Code that builds pages
━━━━━━━━━━━━━━━━━━━━━━━━━━━━━━

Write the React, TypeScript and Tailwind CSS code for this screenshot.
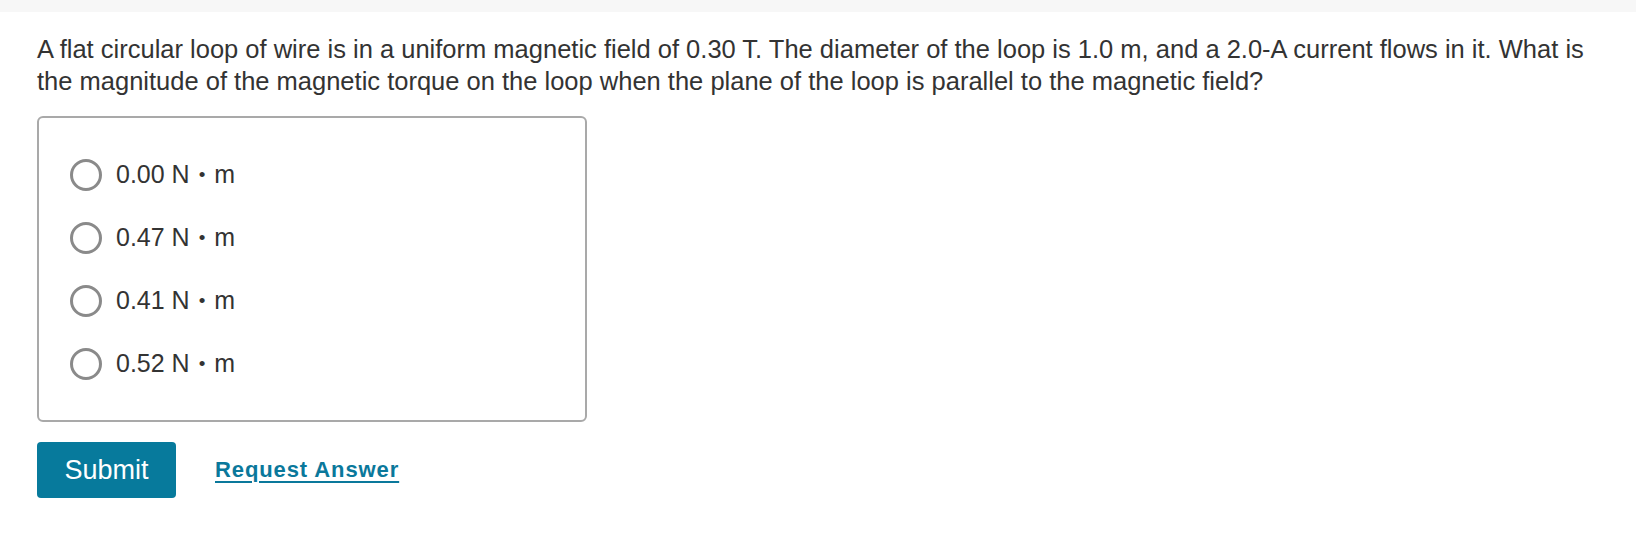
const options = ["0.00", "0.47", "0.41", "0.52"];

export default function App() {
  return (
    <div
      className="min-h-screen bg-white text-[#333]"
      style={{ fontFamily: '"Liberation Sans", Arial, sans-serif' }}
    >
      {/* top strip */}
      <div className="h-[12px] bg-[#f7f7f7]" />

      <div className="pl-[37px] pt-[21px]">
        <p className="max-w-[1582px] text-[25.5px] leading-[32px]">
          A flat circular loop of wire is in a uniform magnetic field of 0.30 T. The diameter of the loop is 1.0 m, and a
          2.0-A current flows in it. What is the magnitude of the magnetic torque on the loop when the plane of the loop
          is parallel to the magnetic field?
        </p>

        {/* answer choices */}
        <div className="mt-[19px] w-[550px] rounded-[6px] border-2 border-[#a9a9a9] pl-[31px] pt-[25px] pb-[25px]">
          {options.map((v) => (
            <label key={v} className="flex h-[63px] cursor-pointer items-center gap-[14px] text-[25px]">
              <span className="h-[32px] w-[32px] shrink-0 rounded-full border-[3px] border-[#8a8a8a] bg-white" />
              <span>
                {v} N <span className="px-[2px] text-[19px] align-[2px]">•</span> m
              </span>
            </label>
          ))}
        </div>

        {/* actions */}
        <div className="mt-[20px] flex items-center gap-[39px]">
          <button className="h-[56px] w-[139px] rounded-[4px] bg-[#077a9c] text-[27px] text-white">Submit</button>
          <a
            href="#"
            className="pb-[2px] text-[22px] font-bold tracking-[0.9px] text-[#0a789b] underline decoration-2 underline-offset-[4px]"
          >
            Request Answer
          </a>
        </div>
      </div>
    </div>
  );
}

━━━━━━━━━━━━━━━━━━━━━━━━━━━━━━

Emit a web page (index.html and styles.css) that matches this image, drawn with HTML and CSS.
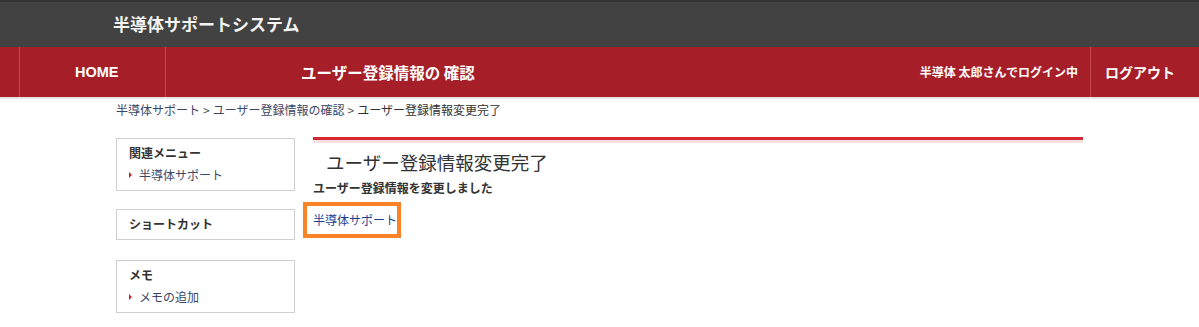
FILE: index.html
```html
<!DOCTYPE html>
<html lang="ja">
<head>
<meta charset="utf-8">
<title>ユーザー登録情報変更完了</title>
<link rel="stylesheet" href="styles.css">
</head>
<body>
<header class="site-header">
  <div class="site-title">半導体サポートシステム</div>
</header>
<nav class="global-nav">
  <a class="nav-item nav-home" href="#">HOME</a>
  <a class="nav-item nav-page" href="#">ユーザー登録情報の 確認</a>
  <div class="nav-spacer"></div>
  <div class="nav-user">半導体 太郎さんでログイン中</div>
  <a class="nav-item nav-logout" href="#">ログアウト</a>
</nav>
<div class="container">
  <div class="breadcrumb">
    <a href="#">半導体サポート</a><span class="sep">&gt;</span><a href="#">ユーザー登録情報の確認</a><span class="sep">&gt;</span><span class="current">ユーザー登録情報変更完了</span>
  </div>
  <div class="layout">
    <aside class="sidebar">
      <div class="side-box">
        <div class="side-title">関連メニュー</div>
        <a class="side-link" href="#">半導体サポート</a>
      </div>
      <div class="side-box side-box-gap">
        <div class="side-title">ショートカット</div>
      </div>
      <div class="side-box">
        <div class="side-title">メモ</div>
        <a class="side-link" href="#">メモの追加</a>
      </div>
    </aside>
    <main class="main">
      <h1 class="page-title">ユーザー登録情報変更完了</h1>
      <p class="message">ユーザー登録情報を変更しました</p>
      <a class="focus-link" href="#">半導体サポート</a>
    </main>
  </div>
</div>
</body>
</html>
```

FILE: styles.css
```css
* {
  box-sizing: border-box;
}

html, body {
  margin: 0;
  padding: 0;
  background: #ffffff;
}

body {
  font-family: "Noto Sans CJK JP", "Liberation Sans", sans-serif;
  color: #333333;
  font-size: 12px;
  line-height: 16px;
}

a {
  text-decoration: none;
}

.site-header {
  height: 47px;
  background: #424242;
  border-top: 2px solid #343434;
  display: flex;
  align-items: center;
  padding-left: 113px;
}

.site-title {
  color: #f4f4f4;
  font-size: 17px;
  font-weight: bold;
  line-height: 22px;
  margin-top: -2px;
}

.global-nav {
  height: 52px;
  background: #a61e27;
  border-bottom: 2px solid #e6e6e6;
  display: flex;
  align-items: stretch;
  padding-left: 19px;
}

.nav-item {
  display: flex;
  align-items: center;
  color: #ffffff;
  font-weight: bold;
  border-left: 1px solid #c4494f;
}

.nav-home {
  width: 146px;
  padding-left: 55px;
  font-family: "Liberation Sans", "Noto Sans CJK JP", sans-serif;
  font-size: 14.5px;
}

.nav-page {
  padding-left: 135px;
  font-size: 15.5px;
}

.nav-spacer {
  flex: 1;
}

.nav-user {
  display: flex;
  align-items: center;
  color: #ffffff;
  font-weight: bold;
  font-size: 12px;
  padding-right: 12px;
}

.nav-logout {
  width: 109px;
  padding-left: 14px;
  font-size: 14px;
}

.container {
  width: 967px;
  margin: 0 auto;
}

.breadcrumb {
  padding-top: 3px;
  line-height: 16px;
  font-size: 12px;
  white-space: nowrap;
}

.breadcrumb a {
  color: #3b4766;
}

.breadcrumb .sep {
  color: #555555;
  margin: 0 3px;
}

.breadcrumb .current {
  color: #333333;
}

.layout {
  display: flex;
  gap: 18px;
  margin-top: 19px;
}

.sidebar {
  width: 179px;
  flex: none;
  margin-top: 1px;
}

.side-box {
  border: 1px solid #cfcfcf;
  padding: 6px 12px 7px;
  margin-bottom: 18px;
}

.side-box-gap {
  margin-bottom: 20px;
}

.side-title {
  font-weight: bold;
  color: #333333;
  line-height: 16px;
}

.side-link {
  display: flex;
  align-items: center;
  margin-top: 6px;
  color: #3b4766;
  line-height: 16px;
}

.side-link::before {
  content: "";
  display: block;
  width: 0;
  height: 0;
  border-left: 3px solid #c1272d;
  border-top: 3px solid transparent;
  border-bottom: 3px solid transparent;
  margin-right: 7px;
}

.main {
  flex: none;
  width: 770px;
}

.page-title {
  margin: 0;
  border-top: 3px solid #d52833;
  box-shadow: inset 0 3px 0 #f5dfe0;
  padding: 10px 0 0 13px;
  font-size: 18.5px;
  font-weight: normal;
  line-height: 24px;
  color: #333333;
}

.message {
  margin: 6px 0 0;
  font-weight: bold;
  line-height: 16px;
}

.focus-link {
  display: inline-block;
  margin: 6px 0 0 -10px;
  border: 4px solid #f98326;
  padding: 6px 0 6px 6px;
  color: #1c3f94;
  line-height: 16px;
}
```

━━━━━━━━━━━━━━━━━━━━━━━━━━━━━━

**Problem statement:** What is the number of lines in the data that hold the word "this"? Reply with that number and nothing else.

**Full output:** 2